Over-incarceration in federal prisons can be fixed with four simple sentencing reforms, said federal judge John Gleeson in a public lecture he delivered on February 2 at Cornell Law School’s Myron Taylor Hall. Gleeson, the U.S. District Court judge for the Eastern District of New York, was at the Law School as a Distinguished Jurist in Residence.
For a decade, prominent U.S. judges have been invited to campus through this program to give lectures, teach in classrooms, and have intimate discussions with students and faculty. According to Professor John H. Blume, director of Clinical, Advocacy, and Skills Programs, Gleeson was selected for the Law School's Distinguished Jurist in Residence Program because he is a "visionary thinker."
Gleeson, a former prosecutor who gained renown for his successful conviction of John Gotti, is highly critical of current sentencing practices. In his lecture, he pointed to the problematic links between the guideline ranges of the United States Sentencing Commission established in 1984 and the mandatory minimum sentences of the Anti-Drug Abuse Act of 1986.
Gleeson explained the historic movement away from the indeterminate sentencing practices of the 1970s, a "truly lawless situation" in which judges had unbounded discretion to impose extremely lenient or severe sentences, to the establishment of the U.S. Sentencing Commission in 1984. However, he said, these reforms ended up limiting the authority of judges too much, shifting power into the hands of the U.S. Congress and prosecutors.

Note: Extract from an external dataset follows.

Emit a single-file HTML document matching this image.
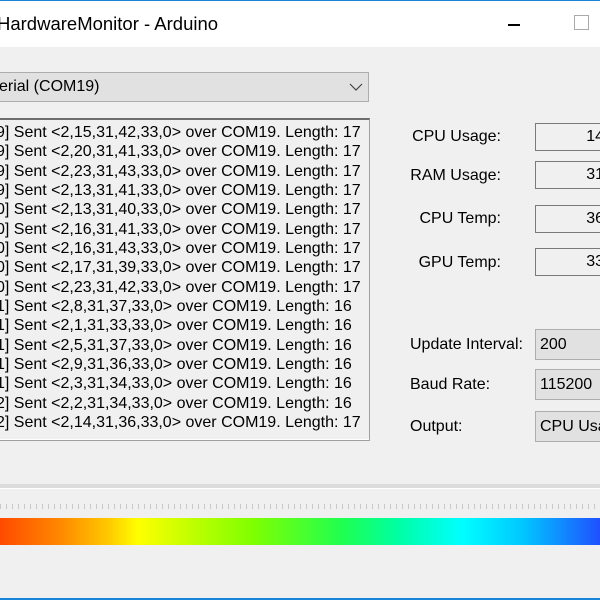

Ironically, the "new regime that was intended to usher in certainty and uniformity and transparency and review of sentences, all admirable goals, turned out instead to be characterized by a dramatic increase in the severity of sentences." Following the Anti-Drug Abuse Act of 1986, Gleeson noted, there was a 700 percent spike in the prison population, including many offenders who did not belong there.
The first sentencing reform Gleeson urges is for Congress to amend mandatory minimum drug laws so that they require proof of the leadership roles of the defendants. Congress had originally intended roles to be determinative, but sentences became based on quantities of drugs and then applied across the board. Thus, a mere addict, or "a low-hanging fruit" in Gleeson's words, could be given the same sentence as a "kingpin."
The second recommendation is that the Sentencing Commission should encourage judges to make sentencing decisions based on a presumption of probation for particular defendants, such as first-time offenders who have not been convicted of violent crimes or serious offenses.
The Law School's Distinguished Jurist in Residence Program enables students to learn about cutting-edge developments in judicial thought and practice and connects the Law School with members of the national judiciary.